**What to produce:**
Determine the number of lines in the listing below where the string "screenshot" occurs; answer with the number alone.

**Provided information:**
>>>>

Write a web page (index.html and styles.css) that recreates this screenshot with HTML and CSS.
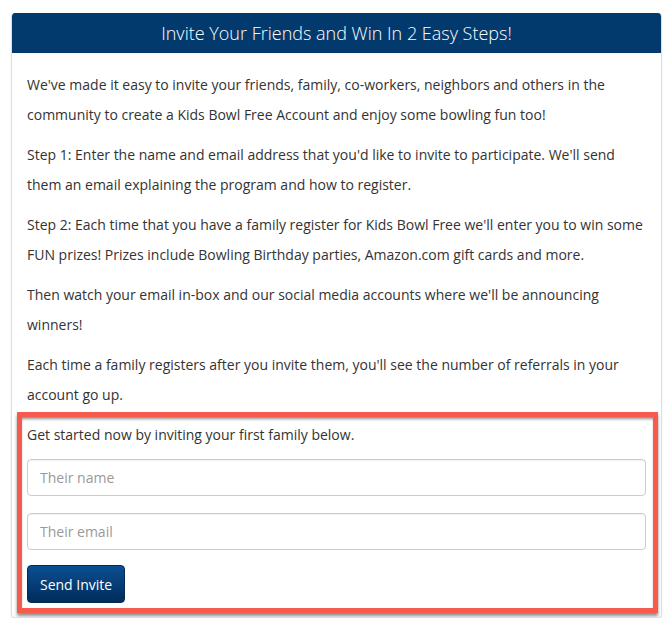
FILE: index.html
```html
<!DOCTYPE html>
<html lang="en">

<head>
    <meta charset="UTF-8">
    <meta name="viewport" content="width=device-width, initial-scale=1.0">
    <title>Invite Your Friends</title>
    <link rel="stylesheet" href="styles.css">
</head>

<body>
    <div class="card">
        <h1 class="card-title">Invite Your Friends and Win In 2 Easy Steps!</h1>
        <div class="card-body">
            <p>We've made it easy to invite your friends, family, co-workers, neighbors and others in the community to create a Kids Bowl Free Account and enjoy some bowling fun too!</p>
            <p>Step 1: Enter the name and email address that you'd like to invite to participate. We'll send them an email explaining the program and how to register.</p>
            <p>Step 2: Each time that you have a family register for Kids Bowl Free we'll enter you to win some FUN prizes! Prizes include Bowling Birthday parties, Amazon.com gift cards and more.</p>
            <p>Then watch your email in-box and our social media accounts where we'll be announcing winners!</p>
            <p>Each time a family registers after you invite them, you'll see the number of referrals in your account go up.</p>

            <form class="invite-box" id="invite-form">
                <div class="invite-intro">Get started now by inviting your first family below.</div>
                <input type="text" class="field" placeholder="Their name">
                <input type="email" class="field" placeholder="Their email">
                <button type="submit" class="btn-send">Send Invite</button>
            </form>
        </div>
    </div>
</body>

</html>
```

FILE: styles.css
```css
body {
    margin: 0;
    padding: 13px 9px 0 11px;
    background-color: #fff;
    font-family: "Open Sans", Arial, sans-serif;
    color: #333;
}

.card {
    width: 651px;
    box-sizing: border-box;
    border: 1px solid #dedede;
    border-top: none;
    border-radius: 4px;
    box-shadow: 0 1px 2px rgba(0, 0, 0, 0.08);
    overflow: hidden;
}

.card-title {
    margin: 0;
    height: 40px;
    line-height: 40px;
    background-color: #033a6e;
    color: #fff;
    font-size: 18px;
    font-weight: 300;
    text-align: center;
}

.card-body {
    padding: 17px 15px 4px 15px;
}

.card-body p {
    margin: 0 0 10px;
    font-size: 14px;
    line-height: 30px;
}

.card-body p:last-of-type {
    margin-bottom: 2px;
}

.invite-box {
    margin: 0 -12px 0 -10px;
    padding: 3px 7px 5px 5px;
    border: 5px solid #f65a4c;
    background-color: #fff;
    box-shadow: 0 3px 3px rgba(0, 0, 0, 0.45), inset 0 3px 3px -1px rgba(0, 0, 0, 0.45);
}

.invite-intro {
    font-size: 14px;
    line-height: 30px;
    margin-bottom: 9px;
}

.field {
    display: block;
    width: 100%;
    height: 37px;
    box-sizing: border-box;
    margin-bottom: 17px;
    padding: 0 12px;
    border: 1px solid #ccc;
    border-radius: 4px;
    box-shadow: inset 0 1px 1px rgba(0, 0, 0, 0.06);
    font-family: "Open Sans", Arial, sans-serif;
    font-size: 14px;
    color: #333;
}

.field + .field {
    margin-bottom: 15px;
}

.field::placeholder {
    color: #999;
}

.btn-send {
    display: block;
    height: 38px;
    padding: 0 12px;
    border: 1px solid #022a55;
    border-radius: 4px;
    background: linear-gradient(to bottom, #0b4f92, #012c5b);
    color: #fff;
    font-family: "Open Sans", Arial, sans-serif;
    font-size: 14px;
    cursor: pointer;
}
```
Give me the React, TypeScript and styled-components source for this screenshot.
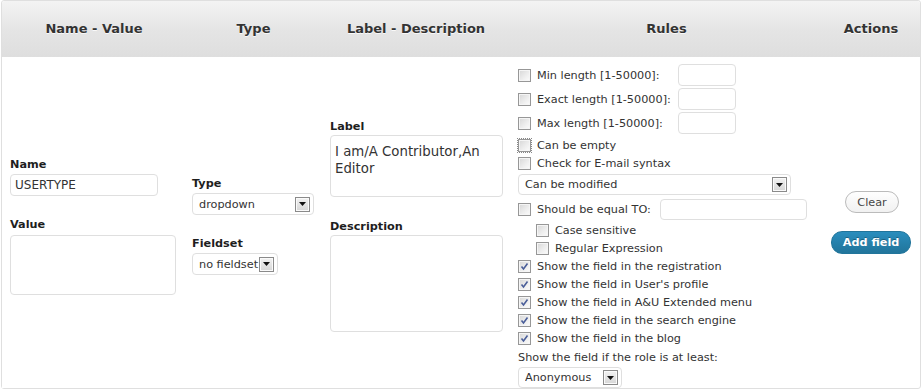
import React from 'react';
import styled, { createGlobalStyle } from 'styled-components';

const GlobalStyle = createGlobalStyle`
  html, body { margin: 0; padding: 0; background: #fff; }
  body { font-family: "DejaVu Sans", Verdana, sans-serif; }
`;

const Page = styled.div`
  padding-left: 1px;
`;

const Table = styled.table`
  width: 920px;
  table-layout: fixed;
  border-collapse: separate;
  border-spacing: 0;
  border: 1px solid #dfdfdf;
  border-radius: 3px;
  font-family: "DejaVu Sans", Verdana, sans-serif;
`;

const HeadCell = styled.th`
  height: 56px;
  padding: 0 0 2px 0;
  box-sizing: border-box;
  vertical-align: middle;
  text-align: center;
  font-size: 13px;
  font-weight: bold;
  color: #333;
  text-shadow: 0 1px 0 rgba(255, 255, 255, 0.8);
  background: linear-gradient(to bottom, #f3f3f3 0%, #e5e5e5 50%, #dedede 100%);
  &:first-child { border-top-left-radius: 3px; }
  &:last-child { border-top-right-radius: 3px; }
`;

const Cell = styled.td<{ $pl?: number }>`
  padding: 7px 0 0 ${(p) => p.$pl ?? 0}px;
  vertical-align: middle;
  background: #fff;
`;

const ActionCell = styled.td`
  padding: 7px 0 0 0;
  vertical-align: middle;
  text-align: center;
`;

const Stack = styled.div<{ $pb?: number }>`
  display: flex;
  flex-direction: column;
  align-items: flex-start;
  padding-bottom: ${(p) => p.$pb ?? 0}px;
`;

const FieldLabel = styled.div<{ $mt?: number; $mb?: number }>`
  font-size: 11.25px;
  line-height: 14px;
  font-weight: bold;
  color: #1e1e1e;
  margin-top: ${(p) => p.$mt ?? 0}px;
  margin-bottom: ${(p) => p.$mb ?? 0}px;
`;

const TextInput = styled.input<{ $w: number; $h: number; $fs?: number }>`
  box-sizing: border-box;
  width: ${(p) => p.$w}px;
  height: ${(p) => p.$h}px;
  margin: 0;
  padding: 0 4px;
  border: 1px solid #dfdfdf;
  border-radius: 4px;
  background: #fff;
  font-family: "DejaVu Sans", Verdana, sans-serif;
  font-size: ${(p) => p.$fs ?? 12}px;
  color: #333;
  outline: none;
`;

const TextArea = styled.textarea<{ $w: number; $h: number }>`
  box-sizing: border-box;
  display: block;
  width: ${(p) => p.$w}px;
  height: ${(p) => p.$h}px;
  margin: 0;
  padding: 7px 4px 4px;
  border: 1px solid #dfdfdf;
  border-radius: 4px;
  background: #fff;
  font-family: "DejaVu Sans", Verdana, sans-serif;
  font-size: 13.3px;
  line-height: 17px;
  color: #333;
  resize: none;
  overflow: hidden;
  outline: none;
`;

const SelectBox = styled.div<{ $w: number; $h: number; $mt?: number }>`
  box-sizing: border-box;
  display: flex;
  align-items: center;
  width: ${(p) => p.$w}px;
  height: ${(p) => p.$h}px;
  margin-top: ${(p) => p.$mt ?? 0}px;
  padding: 0 3px 0 6px;
  border: 1px solid #dfdfdf;
  border-radius: 4px;
  background: #fff;
  font-size: 11.25px;
  color: #333;
`;

const SelectText = styled.span`
  flex: 1;
  min-width: 0;
  white-space: nowrap;
  overflow: hidden;
`;

const ArrowBox = styled.span`
  flex: none;
  box-sizing: border-box;
  width: 15px;
  height: 15px;
  border: 1px solid #8a8a8a;
  background: linear-gradient(to bottom, #f2f2f2, #d6d6d6);
  box-shadow: inset 0 0 0 1px #fafafa;
  display: flex;
  align-items: center;
  justify-content: center;
`;

const Select = ({ w, h, mt, children }: { w: number; h: number; mt?: number; children: React.ReactNode }) => (
  <SelectBox $w={w} $h={h} $mt={mt}>
    <SelectText>{children}</SelectText>
    <ArrowBox>
      <svg width="7" height="4" viewBox="0 0 7 4">
        <path d="M0 0 H7 L3.5 4 Z" fill="#111" />
      </svg>
    </ArrowBox>
  </SelectBox>
);

const Box = styled.span<{ $focus?: boolean }>`
  flex: none;
  box-sizing: border-box;
  width: 13px;
  height: 13px;
  border: 1px solid #979797;
  background: linear-gradient(135deg, #d6d6d6 0%, #ededed 55%, #fcfcfc 100%);
  box-shadow: inset 0 0 0 1px #f5f5f5;
  outline: ${(p) => (p.$focus ? '1px dotted #888' : 'none')};
  outline-offset: 0px;
  display: inline-flex;
  align-items: center;
  justify-content: center;
`;

const Check = ({ checked, focus }: { checked?: boolean; focus?: boolean }) => (
  <Box $focus={focus}>
    {checked && (
      <svg width="11" height="11" viewBox="0 0 11 11">
        <path d="M2.5 5.5 L4.5 8 L8.5 2.5" fill="none" stroke="#4a5e99" strokeWidth="1.6" />
      </svg>
    )}
  </Box>
);

const LengthRow = styled.div`
  display: flex;
  align-items: center;
  height: 22px;
  margin-bottom: 2px;
`;

const CheckRow = styled.div<{ $indent?: number; $h?: number; $mt?: number }>`
  display: flex;
  align-items: center;
  height: ${(p) => p.$h ?? 18}px;
  margin-top: ${(p) => p.$mt ?? 0}px;
  padding-left: ${(p) => p.$indent ?? 0}px;
`;

const RuleText = styled.span<{ $w?: number }>`
  margin-left: 6px;
  font-size: 11.25px;
  color: #333;
  white-space: nowrap;
  ${(p) => (p.$w ? `width: ${p.$w}px;` : '')}
`;

const PlainText = styled.div`
  height: 18px;
  margin-top: 1px;
  display: flex;
  align-items: center;
  font-size: 11.25px;
  color: #333;
  white-space: nowrap;
`;

const Rules = styled.div`
  display: flex;
  flex-direction: column;
`;

const ClearButton = styled.button`
  box-sizing: border-box;
  height: 22px;
  margin: 0 0 18px 2px;
  padding: 0 11px;
  border: 1px solid #bbb;
  border-radius: 11px;
  background: linear-gradient(to bottom, #fefefe, #f1f1f1);
  font-family: "DejaVu Sans", Verdana, sans-serif;
  font-size: 11.25px;
  color: #464646;
  cursor: pointer;
`;

const PrimaryButton = styled.button`
  box-sizing: border-box;
  height: 23px;
  margin: 0;
  padding: 0 11px;
  border: 1px solid #21759b;
  border-radius: 11px;
  background: linear-gradient(to bottom, #2a8dbd, #21759b);
  font-family: "DejaVu Sans", Verdana, sans-serif;
  font-size: 11.25px;
  font-weight: bold;
  color: #fff;
  text-shadow: 0 -1px 0 rgba(0, 0, 0, 0.3);
  cursor: pointer;
`;

const Actions = styled.div`
  display: flex;
  flex-direction: column;
  align-items: center;
  padding-bottom: 7px;
`;

const showRows = [
  'Show the field in the registration',
  "Show the field in User's profile",
  'Show the field in A&U Extended menu',
  'Show the field in the search engine',
  'Show the field in the blog',
];

export default function App() {
  return (
    <Page>
      <GlobalStyle />
      <Table>
        <colgroup>
          <col style={{ width: 184 }} />
          <col style={{ width: 135 }} />
          <col style={{ width: 190 }} />
          <col style={{ width: 311 }} />
          <col style={{ width: 98 }} />
        </colgroup>
        <thead>
          <tr>
            <HeadCell>Name - Value</HeadCell>
            <HeadCell>Type</HeadCell>
            <HeadCell>Label - Description</HeadCell>
            <HeadCell>Rules</HeadCell>
            <HeadCell>Actions</HeadCell>
          </tr>
        </thead>
        <tbody>
          <tr>
            <Cell $pl={8}>
              <Stack>
                <FieldLabel $mb={2}>Name</FieldLabel>
                <TextInput $w={148} $h={22} defaultValue="USERTYPE" readOnly />
                <FieldLabel $mt={22} $mb={3}>Value</FieldLabel>
                <TextArea $w={166} $h={60} readOnly />
              </Stack>
            </Cell>
            <Cell $pl={6}>
              <Stack>
                <FieldLabel $mb={2}>Type</FieldLabel>
                <Select w={122} h={22}>dropdown</Select>
                <FieldLabel $mt={22} $mb={2}>Fieldset</FieldLabel>
                <Select w={86} h={22}>no fieldset</Select>
              </Stack>
            </Cell>
            <Cell $pl={9}>
              <Stack>
                <FieldLabel $mb={1}>Label</FieldLabel>
                <TextArea $w={173} $h={62} defaultValue="I am/A Contributor,An Editor" readOnly />
                <FieldLabel $mt={23} $mb={1}>Description</FieldLabel>
                <TextArea $w={173} $h={97} readOnly />
              </Stack>
            </Cell>
            <Cell $pl={7}>
              <Rules>
                <LengthRow>
                  <Check />
                  <RuleText $w={141}>Min length [1-50000]:</RuleText>
                  <TextInput $w={58} $h={22} readOnly />
                </LengthRow>
                <LengthRow>
                  <Check />
                  <RuleText $w={141}>Exact length [1-50000]:</RuleText>
                  <TextInput $w={58} $h={22} readOnly />
                </LengthRow>
                <LengthRow>
                  <Check />
                  <RuleText $w={141}>Max length [1-50000]:</RuleText>
                  <TextInput $w={58} $h={22} readOnly />
                </LengthRow>
                <CheckRow>
                  <Check focus />
                  <RuleText>Can be empty</RuleText>
                </CheckRow>
                <CheckRow>
                  <Check />
                  <RuleText>Check for E-mail syntax</RuleText>
                </CheckRow>
                <Select w={273} h={21} mt={2}>Can be modified</Select>
                <CheckRow $h={24} $mt={2}>
                  <Check />
                  <RuleText $w={123}>Should be equal TO:</RuleText>
                  <TextInput $w={147} $h={21} readOnly />
                </CheckRow>
                <CheckRow $indent={18}>
                  <Check />
                  <RuleText>Case sensitive</RuleText>
                </CheckRow>
                <CheckRow $indent={18}>
                  <Check />
                  <RuleText>Regular Expression</RuleText>
                </CheckRow>
                {showRows.map((t) => (
                  <CheckRow key={t}>
                    <Check checked />
                    <RuleText>{t}</RuleText>
                  </CheckRow>
                ))}
                <PlainText>Show the field if the role is at least:</PlainText>
                <Select w={104} h={21} mt={1}>Anonymous</Select>
              </Rules>
            </Cell>
            <ActionCell>
              <Actions>
                <ClearButton>Clear</ClearButton>
                <PrimaryButton>Add field</PrimaryButton>
              </Actions>
            </ActionCell>
          </tr>
        </tbody>
      </Table>
    </Page>
  );
}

<<<<

**Answer for this exercise:**
2